Front-end source files
——

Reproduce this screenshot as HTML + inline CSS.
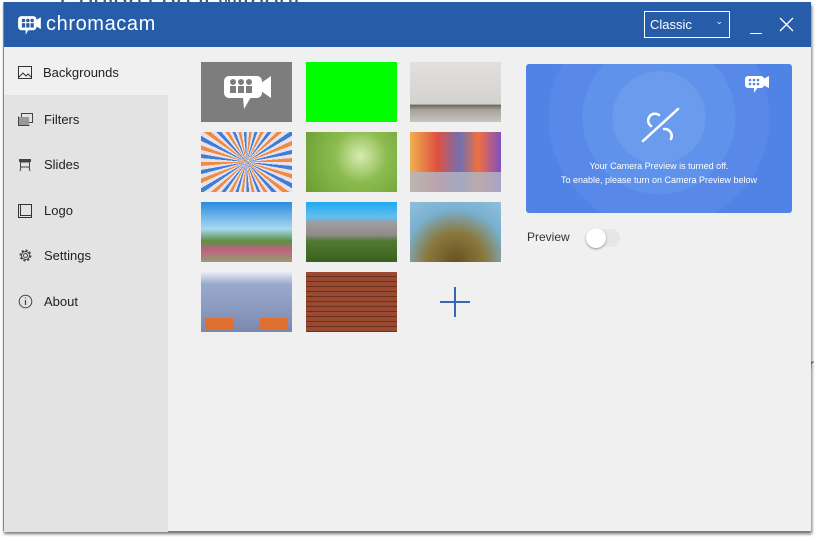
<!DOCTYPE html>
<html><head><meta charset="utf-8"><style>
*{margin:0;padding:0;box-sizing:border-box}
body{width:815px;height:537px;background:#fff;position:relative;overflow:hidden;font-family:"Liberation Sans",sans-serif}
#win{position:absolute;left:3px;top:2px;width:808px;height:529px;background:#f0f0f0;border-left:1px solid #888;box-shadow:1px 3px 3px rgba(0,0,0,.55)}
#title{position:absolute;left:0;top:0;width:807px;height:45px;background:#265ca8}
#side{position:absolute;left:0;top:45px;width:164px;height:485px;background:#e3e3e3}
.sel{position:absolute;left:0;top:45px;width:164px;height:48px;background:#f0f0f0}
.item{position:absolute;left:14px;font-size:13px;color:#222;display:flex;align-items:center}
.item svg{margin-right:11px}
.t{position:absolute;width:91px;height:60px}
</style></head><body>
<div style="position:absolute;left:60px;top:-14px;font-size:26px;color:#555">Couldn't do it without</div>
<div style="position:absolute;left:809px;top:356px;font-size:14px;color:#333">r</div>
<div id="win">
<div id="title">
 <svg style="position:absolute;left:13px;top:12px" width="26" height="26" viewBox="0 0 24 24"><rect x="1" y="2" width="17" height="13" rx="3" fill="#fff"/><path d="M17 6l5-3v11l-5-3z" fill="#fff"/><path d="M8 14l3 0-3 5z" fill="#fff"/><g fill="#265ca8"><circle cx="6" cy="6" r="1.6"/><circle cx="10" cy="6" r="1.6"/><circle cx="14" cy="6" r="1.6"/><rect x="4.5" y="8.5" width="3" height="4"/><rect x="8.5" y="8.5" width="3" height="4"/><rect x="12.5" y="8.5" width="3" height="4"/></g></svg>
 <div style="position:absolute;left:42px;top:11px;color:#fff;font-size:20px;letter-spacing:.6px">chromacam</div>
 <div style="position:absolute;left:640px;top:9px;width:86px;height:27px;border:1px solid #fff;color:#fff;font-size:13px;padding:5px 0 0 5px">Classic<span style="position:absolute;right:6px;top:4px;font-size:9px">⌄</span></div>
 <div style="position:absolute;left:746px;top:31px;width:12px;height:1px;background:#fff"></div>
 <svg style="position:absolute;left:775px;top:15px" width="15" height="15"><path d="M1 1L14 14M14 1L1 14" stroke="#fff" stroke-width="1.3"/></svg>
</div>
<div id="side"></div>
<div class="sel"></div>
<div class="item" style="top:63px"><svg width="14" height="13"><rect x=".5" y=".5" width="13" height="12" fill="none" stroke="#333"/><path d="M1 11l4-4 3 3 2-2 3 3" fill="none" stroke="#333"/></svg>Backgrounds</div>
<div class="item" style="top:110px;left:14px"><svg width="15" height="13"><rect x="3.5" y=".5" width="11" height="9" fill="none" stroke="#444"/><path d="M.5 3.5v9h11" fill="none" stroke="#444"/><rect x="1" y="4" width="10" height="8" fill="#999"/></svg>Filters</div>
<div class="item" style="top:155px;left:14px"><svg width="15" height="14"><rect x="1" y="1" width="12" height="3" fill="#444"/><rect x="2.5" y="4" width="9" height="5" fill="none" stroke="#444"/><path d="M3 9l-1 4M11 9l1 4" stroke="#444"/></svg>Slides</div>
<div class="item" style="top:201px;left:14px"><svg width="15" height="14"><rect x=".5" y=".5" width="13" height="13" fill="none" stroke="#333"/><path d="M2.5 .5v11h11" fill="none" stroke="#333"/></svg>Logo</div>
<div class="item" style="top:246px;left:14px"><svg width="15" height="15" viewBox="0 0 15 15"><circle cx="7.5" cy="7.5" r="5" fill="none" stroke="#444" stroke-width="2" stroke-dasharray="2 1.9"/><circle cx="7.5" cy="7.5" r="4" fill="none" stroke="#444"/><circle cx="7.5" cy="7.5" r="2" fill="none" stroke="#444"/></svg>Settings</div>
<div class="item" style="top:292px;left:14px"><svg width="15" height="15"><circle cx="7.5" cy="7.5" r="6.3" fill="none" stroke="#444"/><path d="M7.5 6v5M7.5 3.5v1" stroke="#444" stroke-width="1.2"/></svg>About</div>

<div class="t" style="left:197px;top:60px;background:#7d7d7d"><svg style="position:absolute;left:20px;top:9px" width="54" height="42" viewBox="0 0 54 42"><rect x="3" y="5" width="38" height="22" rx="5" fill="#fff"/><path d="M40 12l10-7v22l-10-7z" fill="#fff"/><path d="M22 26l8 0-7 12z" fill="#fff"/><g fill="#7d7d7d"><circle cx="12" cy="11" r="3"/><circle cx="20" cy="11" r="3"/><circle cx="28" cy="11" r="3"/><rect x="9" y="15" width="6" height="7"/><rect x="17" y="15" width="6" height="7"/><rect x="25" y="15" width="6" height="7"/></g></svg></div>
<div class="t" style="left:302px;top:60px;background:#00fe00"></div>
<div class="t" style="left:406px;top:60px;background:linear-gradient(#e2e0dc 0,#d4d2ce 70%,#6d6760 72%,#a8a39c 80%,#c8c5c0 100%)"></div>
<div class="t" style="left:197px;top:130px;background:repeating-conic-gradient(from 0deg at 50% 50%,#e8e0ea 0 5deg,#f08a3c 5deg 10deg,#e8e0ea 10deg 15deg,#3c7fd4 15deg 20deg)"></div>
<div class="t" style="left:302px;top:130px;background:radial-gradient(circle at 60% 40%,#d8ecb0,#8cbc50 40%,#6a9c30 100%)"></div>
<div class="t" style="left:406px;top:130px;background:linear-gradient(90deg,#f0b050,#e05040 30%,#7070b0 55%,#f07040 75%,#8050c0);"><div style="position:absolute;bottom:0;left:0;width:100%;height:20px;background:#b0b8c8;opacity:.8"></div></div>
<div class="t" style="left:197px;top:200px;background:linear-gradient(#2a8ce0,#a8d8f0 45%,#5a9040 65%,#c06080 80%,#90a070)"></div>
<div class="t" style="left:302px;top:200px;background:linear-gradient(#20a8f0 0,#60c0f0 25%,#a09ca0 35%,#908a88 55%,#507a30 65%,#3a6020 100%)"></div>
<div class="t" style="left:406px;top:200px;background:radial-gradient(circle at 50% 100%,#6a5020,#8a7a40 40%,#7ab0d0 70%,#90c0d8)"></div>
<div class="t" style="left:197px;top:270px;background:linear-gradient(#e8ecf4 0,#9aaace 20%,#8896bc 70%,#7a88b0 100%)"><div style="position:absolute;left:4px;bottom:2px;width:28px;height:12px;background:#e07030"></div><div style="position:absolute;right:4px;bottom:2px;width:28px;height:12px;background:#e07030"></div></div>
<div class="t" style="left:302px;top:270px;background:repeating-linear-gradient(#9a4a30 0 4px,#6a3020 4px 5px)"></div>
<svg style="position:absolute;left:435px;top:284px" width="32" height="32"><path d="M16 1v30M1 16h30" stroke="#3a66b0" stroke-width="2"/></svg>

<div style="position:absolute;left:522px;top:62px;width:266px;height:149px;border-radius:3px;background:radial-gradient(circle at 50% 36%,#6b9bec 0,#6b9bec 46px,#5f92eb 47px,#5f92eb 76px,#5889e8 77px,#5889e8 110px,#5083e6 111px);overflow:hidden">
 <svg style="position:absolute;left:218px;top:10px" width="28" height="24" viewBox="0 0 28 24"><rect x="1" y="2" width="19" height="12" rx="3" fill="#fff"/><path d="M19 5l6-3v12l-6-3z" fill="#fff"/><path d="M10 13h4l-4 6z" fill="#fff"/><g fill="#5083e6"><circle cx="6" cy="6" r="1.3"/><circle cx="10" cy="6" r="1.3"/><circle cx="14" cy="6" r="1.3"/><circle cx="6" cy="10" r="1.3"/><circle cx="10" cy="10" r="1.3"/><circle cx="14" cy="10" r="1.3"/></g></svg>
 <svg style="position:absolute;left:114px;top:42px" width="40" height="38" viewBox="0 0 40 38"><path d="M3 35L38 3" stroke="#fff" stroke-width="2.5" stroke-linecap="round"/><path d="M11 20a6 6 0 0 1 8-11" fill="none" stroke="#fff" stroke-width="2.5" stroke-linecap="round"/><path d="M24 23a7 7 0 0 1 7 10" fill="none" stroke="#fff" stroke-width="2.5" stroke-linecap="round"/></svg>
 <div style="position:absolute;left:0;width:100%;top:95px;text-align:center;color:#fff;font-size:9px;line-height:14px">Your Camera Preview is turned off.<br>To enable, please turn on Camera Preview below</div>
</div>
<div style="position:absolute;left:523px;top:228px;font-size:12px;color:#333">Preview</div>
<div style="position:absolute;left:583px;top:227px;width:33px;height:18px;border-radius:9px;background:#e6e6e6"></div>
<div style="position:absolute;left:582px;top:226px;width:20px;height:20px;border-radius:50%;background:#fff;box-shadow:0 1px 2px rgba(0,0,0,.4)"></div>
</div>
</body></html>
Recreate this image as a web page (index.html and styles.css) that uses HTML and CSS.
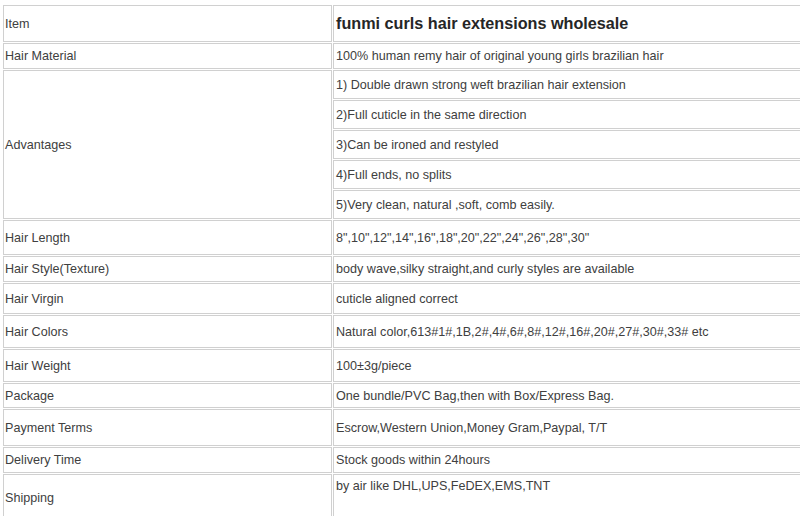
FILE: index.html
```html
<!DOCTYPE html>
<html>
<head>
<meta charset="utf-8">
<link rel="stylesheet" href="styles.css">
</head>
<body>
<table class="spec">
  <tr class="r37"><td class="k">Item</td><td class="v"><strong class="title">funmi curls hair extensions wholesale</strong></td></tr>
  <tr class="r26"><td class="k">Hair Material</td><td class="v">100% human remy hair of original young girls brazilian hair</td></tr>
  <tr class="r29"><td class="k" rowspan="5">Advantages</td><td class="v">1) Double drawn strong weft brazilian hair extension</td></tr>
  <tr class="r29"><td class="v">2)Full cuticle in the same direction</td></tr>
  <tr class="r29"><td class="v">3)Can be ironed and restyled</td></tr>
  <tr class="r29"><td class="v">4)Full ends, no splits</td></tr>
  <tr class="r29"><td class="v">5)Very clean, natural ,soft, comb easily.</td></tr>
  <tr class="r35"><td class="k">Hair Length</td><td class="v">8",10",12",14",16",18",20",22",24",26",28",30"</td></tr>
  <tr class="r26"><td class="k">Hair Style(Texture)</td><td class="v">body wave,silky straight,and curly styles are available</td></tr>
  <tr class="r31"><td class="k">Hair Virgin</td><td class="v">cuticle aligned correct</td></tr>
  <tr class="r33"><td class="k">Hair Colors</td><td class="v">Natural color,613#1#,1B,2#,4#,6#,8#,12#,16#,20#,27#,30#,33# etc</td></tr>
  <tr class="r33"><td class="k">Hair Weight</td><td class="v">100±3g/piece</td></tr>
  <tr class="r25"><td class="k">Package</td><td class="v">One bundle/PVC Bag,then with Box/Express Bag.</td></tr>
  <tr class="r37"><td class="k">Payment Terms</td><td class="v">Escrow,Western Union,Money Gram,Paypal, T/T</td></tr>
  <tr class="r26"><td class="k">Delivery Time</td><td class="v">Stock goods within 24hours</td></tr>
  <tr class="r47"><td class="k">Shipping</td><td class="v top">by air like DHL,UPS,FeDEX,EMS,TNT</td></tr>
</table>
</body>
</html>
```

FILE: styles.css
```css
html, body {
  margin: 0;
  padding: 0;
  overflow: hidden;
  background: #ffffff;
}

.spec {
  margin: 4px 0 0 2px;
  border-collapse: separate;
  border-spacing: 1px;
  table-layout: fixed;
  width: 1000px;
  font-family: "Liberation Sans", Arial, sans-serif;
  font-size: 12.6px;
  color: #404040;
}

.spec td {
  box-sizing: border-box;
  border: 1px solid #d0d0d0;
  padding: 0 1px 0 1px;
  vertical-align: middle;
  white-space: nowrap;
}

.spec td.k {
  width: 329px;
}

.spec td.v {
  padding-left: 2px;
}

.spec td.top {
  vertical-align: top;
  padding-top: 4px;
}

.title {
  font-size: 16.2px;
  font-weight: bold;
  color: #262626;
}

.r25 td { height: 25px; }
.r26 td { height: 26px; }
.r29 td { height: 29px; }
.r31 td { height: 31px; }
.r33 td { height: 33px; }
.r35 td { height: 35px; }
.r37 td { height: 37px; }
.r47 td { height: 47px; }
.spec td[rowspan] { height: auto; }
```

——

Where a line above includes "this", copy that line.

Reproduce this screenshot as HTML + inline CSS.
Recreate this image as a web page (index.html and styles.css) that uses HTML and CSS.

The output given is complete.